Many years later, it still stands up. Although I didn't appreciate it at the age of five, the sequence where Lady is incarcerated in a dog pound is a clever parody of World War II prisoner-of-war films. And the Italian restaurant meal is among the most charming - and imitated - love scenes in screen history.
Throughout, the animators do a witty job of reflecting a dog's eye view. And, of all Disney cartoons, this is the one with the most brilliant voice-overs. Note, especially, the voicings of Jock the scottie (by Bill Thompson) and Trusty the bloodhound (by Bill Baucon) , miraculously melding together the human and the canine.
The score, mainly sung by its co-composer Peggy Lee, is delightful, and features three of the best staged numbers in any musical film: the Siamese cats' duet, He's a Tramp, and Bella Noce .
Technically, this is not among the very best Disney cartoons.
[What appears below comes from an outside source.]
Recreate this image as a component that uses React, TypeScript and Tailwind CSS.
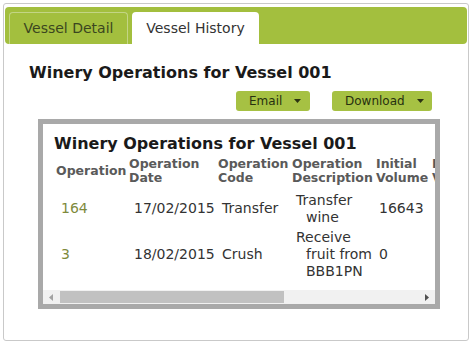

The landscapes are rather static, and a few rough edges are visible (at the end of the Italian restaurant scene, there’s a pan up some washing lines where the glass used in the foreground is plainly visible).
The politically correct lobby might nowadays accuse the film of racial stereotyping, but it's done with such good humour and affection for the differences between breeds of canine and human that it's inoffensive.
The film is also surprisingly radical for a mass-audience movie from the pre-Civil Rights era. It is virtually unique in the Disney canon for encouraging not only racial tolerance, but miscegenation. The snobbish, racial purists Jock the Scottie and Trusty the Bloodhound learn not to be so prejudiced against the impure Tramp. The thoroughbred Lady and the scruffy mongrel not only marry; they have lovable, mixed-breed children.
Most of all, though, Lady and the Tramp is a triumph of story-telling. It packs more story into 78 minutes than most modern films manage in two hours; yet it never feels forced or rushed. There's humour, romance, drama, excitement and adventure. The fights are powerful stuff, without any need to show blood or mangled bodies.
No matter what age you are, and no matter how many times you have seen Lady and the Tramp, you will discover new touches to make you laugh and bring a tear to your eye.